メンバはプロジェクトのアウトプットはイコール成果物だからファイルサーバにアップロードをするけれど、それ以外は全く共有している気配がなかったんです。それでは、後で見返したときに、類似のプロジェクトで再利用するにもアウトプットがあってもそれに到達するためのhow toが想定できません。増してや、経験の少ないメンバにとっては。


提案の資料はココに、プロジェクトの資料はアソコに、個人の資料はアッチに、と、資料によって置く場所をファイルサーバ上で分けるようにします。何れも、自分から実際にディレクトリを作って、資料によって権限をファイルサーバに付けてもらって公開したんです。勿論、メンバに見せていい資料だけ、ですけど。


そこで、ワタシがメンバに繰り返して言い続けたことは「その資料ファイルサーバのどこに置いた?」です。で、「どこどこです。」と言われても長いパスは覚えられませんから「資料が出来たらパスをメールで教えて。」と後で何度も聞き直さなくていいようにこういうところでメールを利用したのです。

本当は、ワタシは組織を、チームを作るなら今チームが持っているスキルを標準化して、一人ひとりのパフォーマンスを生かして組織の成熟度を上げたしと思っていたんです。


でも、現場はそんなことが出来る状況ではなかったのです。


メンバが自分の成果であるアウトプットを共有してくれるということは、色々な効果の結果、再利用に繋がります。それは、その存在を知るまでは、そんなものがあるとは知らないのですから自分で作るか、聞いてまわって教えてもらうほかないんです。でも、それまでメールを中心としたコミュニケーションをしているとメールを読むとは保証されていないし、見るタイミングは読み手の都合だし、見ても返信してくれる可能性がないわけで。もちろん、親切に、素早くリプを返してくれるメンバもいますがそれはその人の性格か以前それで助けてもらったことがあって相互にすればうれしいのだと経験をしているから、です。


それを、直接会話をすることで周りを巻き込み、ナレッジとして何でも溜めこむことを共有し合うことで、ナレッジの真の目的の再利用を促せるのです。今までは、一から自分で作るという仕事のしくみだったやり方を変えるんです。
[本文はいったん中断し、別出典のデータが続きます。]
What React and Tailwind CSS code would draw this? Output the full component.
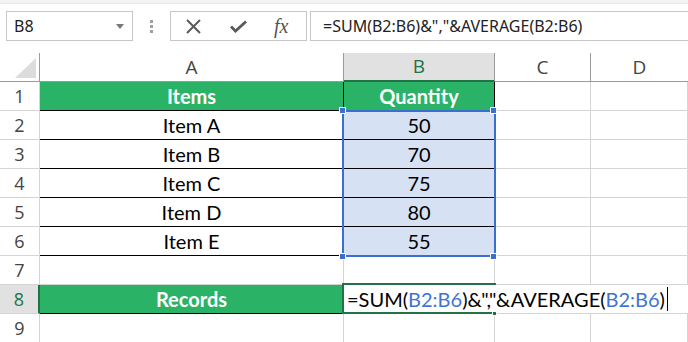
import React from 'react';

const cellFont = { fontFamily: 'Lato, "Open Sans", sans-serif' };

const items = [
  { row: 2, name: 'Item A', qty: 50 },
  { row: 3, name: 'Item B', qty: 70 },
  { row: 4, name: 'Item C', qty: 75 },
  { row: 5, name: 'Item D', qty: 80 },
  { row: 6, name: 'Item E', qty: 55 },
];

const Ref = ({ children }) => <span className="text-[#3f74d0]">{children}</span>;

const FormulaBar = () => (
  <div className="h-[53px] bg-white font-['Noto_Sans',sans-serif]">
    <div className="h-[4px] bg-[#f3f3f3] border-b border-[#ebebeb]" />
    <div className="flex items-center h-[30px] mt-[7px]">
      <div className="ml-[6px] w-[127px] h-[30px] border border-[#c6c6c6] flex items-center justify-between pl-[7px] pr-[8px]">
        <span className="text-[16px] text-[#222]">B8</span>
        <svg width="8" height="5" viewBox="0 0 8 5"><path d="M0 0h8L4 5z" fill="#777" /></svg>
      </div>
      <div className="w-[37px] flex flex-col items-center gap-[2px]">
        <div className="w-[3px] h-[3px] bg-[#a0a0a0]" />
        <div className="w-[3px] h-[3px] bg-[#a0a0a0]" />
        <div className="w-[3px] h-[3px] bg-[#a0a0a0]" />
      </div>
      <div className="w-[137px] h-[30px] border border-[#c6c6c6] flex items-center">
        <svg className="ml-[15px]" width="15" height="15" viewBox="0 0 15 15">
          <path d="M1 1L14 14M14 1L1 14" stroke="#5a5a5a" strokeWidth="2" />
        </svg>
        <svg className="ml-[29px]" width="17" height="13" viewBox="0 0 17 13">
          <path d="M1 6.5L5.5 11L16 1.5" stroke="#5a5a5a" strokeWidth="2.8" fill="none" />
        </svg>
        <span className="ml-[27px] text-[20px] italic text-[#555] font-['Liberation_Serif',serif] leading-none">fx</span>
      </div>
      <div className="ml-[3px] flex-1 h-[30px] border-t border-b border-l border-[#c6c6c6] flex items-center pl-[12px]">
        <span className="text-[16px] text-[#222]">=SUM(B2:B6)&amp;","&amp;AVERAGE(B2:B6)</span>
      </div>
    </div>
  </div>
);

const Handle = ({ className }) => (
  <div className={`absolute w-[7px] h-[7px] bg-[#3a6fcf] border border-white ${className}`} />
);

export default function App() {
  const headFont = "font-['Open_Sans',sans-serif]";
  const rowHead = `h-[29px] border-r border-b border-[#d4d4d4] flex items-center justify-center text-[18px] text-[#444] ${headFont}`;
  const colHead = `h-[29px] flex items-center justify-center text-[19px] ${headFont}`;
  const grid = 'h-[29px] border-r border-b border-[#d4d4d4]';
  const cell = 'h-[29px] flex items-center justify-center text-[20px]';
  return (
    <div className="w-[688px] h-[342px] overflow-hidden bg-white">
      <FormulaBar />
      <div className="relative" style={cellFont}>
        <div className="grid grid-cols-[40px_304px_151px_96px_97px]">
          {/* column headers */}
          <div className="h-[29px] border-r border-b border-[#9b9b9b] flex items-end justify-end pr-[3px] pb-[3px]">
            <div className="w-0 h-0 border-l-[21px] border-l-transparent border-b-[20px] border-b-[#dcdcdc]" />
          </div>
          <div className={`${colHead} border-r border-b border-[#9b9b9b] text-[#444]`}>A</div>
          <div className={`${colHead} border-r border-[#9b9b9b] border-b-2 border-b-[#217346] bg-[#e1e1e1] text-[#217346]`}>B</div>
          <div className={`${colHead} border-r border-b border-[#9b9b9b] text-[#444]`}>C</div>
          <div className={`${colHead} border-b border-[#9b9b9b] text-[#444]`}>D</div>

          {/* row 1 */}
          <div className={rowHead}>1</div>
          <div className={`${cell} bg-[#2ab366] border-r border-b border-black font-bold text-white`}>Items</div>
          <div className={`${cell} bg-[#2ab366] border-r border-b border-black font-bold text-white`}>Quantity</div>
          <div className={grid} />
          <div className={grid} />

          {items.map((it) => (
            <React.Fragment key={it.row}>
              <div className={rowHead}>{it.row}</div>
              <div className={`${cell} border-r border-b border-black text-black`}>{it.name}</div>
              <div className={`${cell} bg-[#d6e2f4] border-r border-b border-black text-black`}>{it.qty}</div>
              <div className={grid} />
              <div className={grid} />
            </React.Fragment>
          ))}

          {/* row 7 */}
          <div className={rowHead}>7</div>
          <div className={grid} />
          <div className={grid} />
          <div className={grid} />
          <div className={grid} />

          {/* row 8 */}
          <div className={`h-[29px] border-r-2 border-r-[#217346] border-b border-[#d4d4d4] bg-[#e1e1e1] flex items-center justify-center text-[18px] text-[#217346] ${headFont}`}>8</div>
          <div className={`${cell} bg-[#2ab366] border-r border-b border-black font-bold text-white`}>Records</div>
          <div className="col-span-3 h-[29px] border-b border-[#d4d4d4] flex items-center pl-[3px] text-[20px] text-black">
            <span>=SUM(<Ref>B2:B6</Ref>)&amp;","&amp;AVERAGE(<Ref>B2:B6</Ref>)</span>
            <span className="w-[1px] h-[24px] bg-black ml-[2px]" />
          </div>

          {/* row 9 */}
          <div className={rowHead}>9</div>
          <div className={grid} />
          <div className={grid} />
          <div className={grid} />
          <div className={grid} />
        </div>

        {/* range highlight B2:B6 */}
        <div className="absolute left-[342px] top-[57px] w-[154px] h-[147px] border-2 border-[#3a6fcf] pointer-events-none" />
        <Handle className="left-[339px] top-[54px]" />
        <Handle className="left-[490px] top-[54px]" />
        <Handle className="left-[339px] top-[200px]" />
        <Handle className="left-[490px] top-[200px]" />

        {/* active cell B8, right edge hidden under the overflowing edit text */}
        <div className="absolute left-[342px] top-[230px] w-[154px] h-[31px] border-t-2 border-l-2 border-b-2 border-[#217346] pointer-events-none" />
        <div className="absolute left-[492px] top-[258px] w-[5px] h-[5px] bg-[#217346] border border-white" />
      </div>
    </div>
  );
}
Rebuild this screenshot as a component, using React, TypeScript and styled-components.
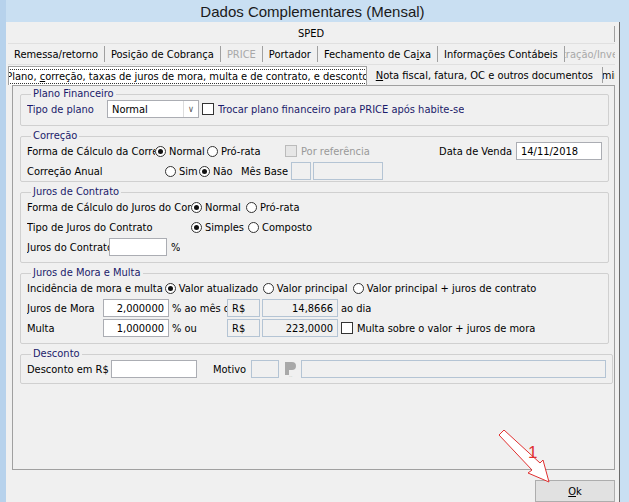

これは、効率化、ではなく、生産性の向上です。生産性の向上はしくみを変えないと出来ないことですから。


マネージャはしくみを作る
ワタシが着任するまでのしくみもあったわけです。ただ、ワタシが思うしくみではないものもあったのです。また、そのときどきの経営の要求は組織を変えていかなければその組織の存続のための貢献として応えられないわけですから危うくなるのです。


マネージャになった以上、givenとして経営から与えられたメンバという人的リソースで応えるのが仕事です。であれば、それに応えられるようにメンバが持っているスキルを理解し、ともに伸ばす観点を共有し、それを助ける環境を作ることが大切です。


組織である、チームであることからも、マネージャ一人では何もできないけれど、しくみを自分で試し、チームの協力を得ながら取り入れることはできるのです。


マネージャが勝手に期待していることはこの世に存在しないのですよ。その想いはチームと一緒に造り替えていくんです。